NAHB has joined in a lawsuit with the American Farm Bureau Federation and the United States Sugar Corporation that challenges a U.S. Army Corps of Engineers decision to begin treating certain farm fields as wetlands, affecting both the value of the property and the process for developing or building on it.
American Farm Bureau Federation et al. v. U.S. Army Corps of Engineers resembles a suit brought simultaneously by New Hope Power Company and Okeelanta Corporation. Both suits have been before Judge K. Michael Moore of the U.S. District Court of the Southern District of Florida and challenge the Corps’ recent attempts to improperly change a 17-year-old regulation that provides that land used for agriculture since at least 1985 can no longer be treated as wetlands.
In 1993, the Corps adopted a rule establishing that agricultural lands converted from wetlands prior to 1985 — or “prior converted croplands” — would be excluded from regulation under the Clean Water Act. Therefore, if a farmer decides to utilize land that has been excluded from regulation for some other use or to sell it to a residential or commercial builder, there is no need to get a new jurisdictional determination or go through the Clean Water Act permitting process.
However, in a 2009 memorandum, Corps Director of Civil Works Steven Stockton approved a new standard to regulate these agricultural lands when there is a change in their use. The regulatory uncertainty caused by this action is what prompted the lawsuits from NAHB and other industry groups.
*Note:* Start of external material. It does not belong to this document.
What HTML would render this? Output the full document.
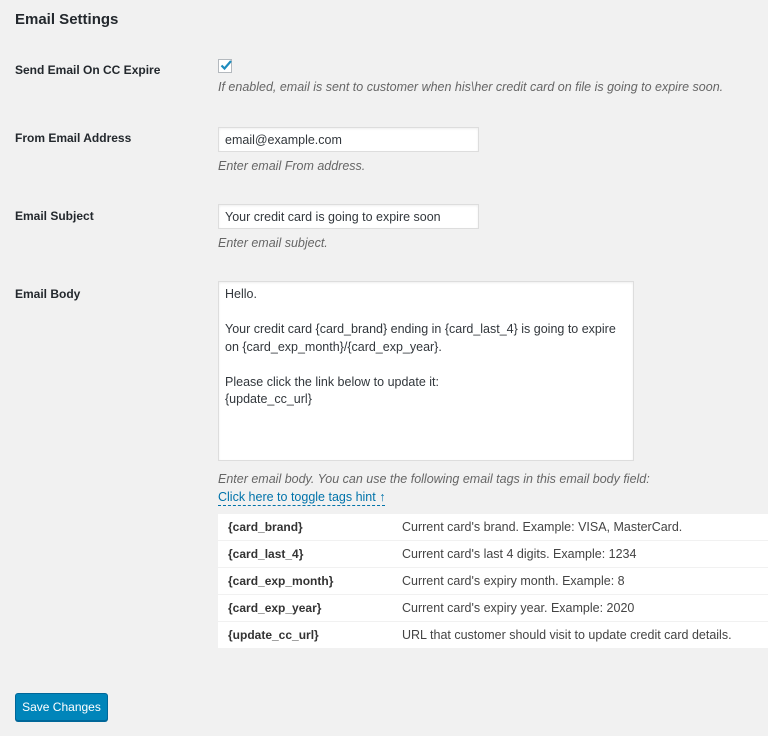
<!DOCTYPE html>
<html><head><style>
body{margin:0;background:#f1f1f1;font-family:"Liberation Sans",sans-serif;font-size:13px;color:#444;width:768px;height:736px;position:relative;overflow:hidden}
.a{position:absolute;white-space:nowrap}
h2{position:absolute;left:15px;top:11px;margin:0;font-size:15px;font-weight:bold;color:#23282d}
.lbl{font-weight:bold;color:#23282d;left:15px;font-size:12px}
.d{font-style:italic;color:#666;font-size:12.5px}
.inp{position:absolute;background:#fff;border:1px solid #ddd;box-shadow:inset 0 1px 2px rgba(0,0,0,.07);box-sizing:border-box;color:#32373c;padding:0 6px;font-size:12.5px}
.tbl{position:absolute;left:218px;top:514px;width:550px;background:#fff}
.row{height:26px;border-bottom:1px solid #f1f1f1;position:relative;line-height:26px}
.row b{position:absolute;left:10px;font-weight:bold;color:#333;font-size:12px}
.row span{position:absolute;left:184px;color:#444;white-space:nowrap;font-size:12.5px}
</style></head><body>
<h2>Email Settings</h2>
<div class="a lbl" style="top:63px">Send Email On CC Expire</div>
<div style="position:absolute;left:218px;top:59px;width:14px;height:14px;border:1px solid #b4b9be;background:#fff;box-sizing:border-box"></div>
<svg style="position:absolute;left:219px;top:58px" width="14" height="14" viewBox="0 0 14 14"><path d="M2.5 7.5 L5.5 10.5 L12 3" fill="none" stroke="#1e8cbe" stroke-width="2.2"/></svg>
<div class="a d" style="left:218px;top:80px">If enabled, email is sent to customer when his\her credit card on file is going to expire soon.</div>

<div class="a lbl" style="top:131px">From Email Address</div>
<div class="inp" style="left:218px;top:127px;width:261px;height:25px;line-height:24px">email@example.com</div>
<div class="a d" style="left:218px;top:159px">Enter email From address.</div>

<div class="a lbl" style="top:209px">Email Subject</div>
<div class="inp" style="left:218px;top:204px;width:261px;height:25px;line-height:24px">Your credit card is going to expire soon</div>
<div class="a d" style="left:218px;top:236px">Enter email subject.</div>

<div class="a lbl" style="top:287px">Email Body</div>
<div class="inp" style="left:218px;top:281px;width:416px;height:180px;padding:4px 6px;line-height:17.5px;white-space:pre">Hello.

Your credit card {card_brand} ending in {card_last_4} is going to expire
on {card_exp_month}/{card_exp_year}.

Please click the link below to update it:
{update_cc_url}</div>
<div class="a d" style="left:218px;top:472px">Enter email body. You can use the following email tags in this email body field:</div>
<div class="a" style="left:218px;top:489px;color:#0073aa;border-bottom:1px dashed #0073aa;line-height:16px;font-size:12.5px">Click here to toggle tags hint ↑</div>

<div class="tbl">
<div class="row"><b>{card_brand}</b><span>Current card's brand. Example: VISA, MasterCard.</span></div>
<div class="row"><b>{card_last_4}</b><span>Current card's last 4 digits. Example: 1234</span></div>
<div class="row"><b>{card_exp_month}</b><span>Current card's expiry month. Example: 8</span></div>
<div class="row"><b>{card_exp_year}</b><span>Current card's expiry year. Example: 2020</span></div>
<div class="row" style="border:0"><b>{update_cc_url}</b><span>URL that customer should visit to update credit card details.</span></div>
</div>

<div class="a" style="left:15px;top:693px;width:93px;height:28px;background:#0085ba;border:1px solid #006799;box-sizing:border-box;border-radius:3px;color:#fff;text-align:center;line-height:26px;font-size:12px;box-shadow:0 1px 0 #006799">Save Changes</div>
</body></html>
In a recent positive development, this October, Judge Moore ruled in the New Hope Power case that the Corps could not change its policy without going through the usual federal process of giving public notice and offering a set time for comments from stakeholders or other interested parties. However, as yet there is no indication whether the government will appeal this ruling to the U.S. Court of Appeals for the 11th Circuit.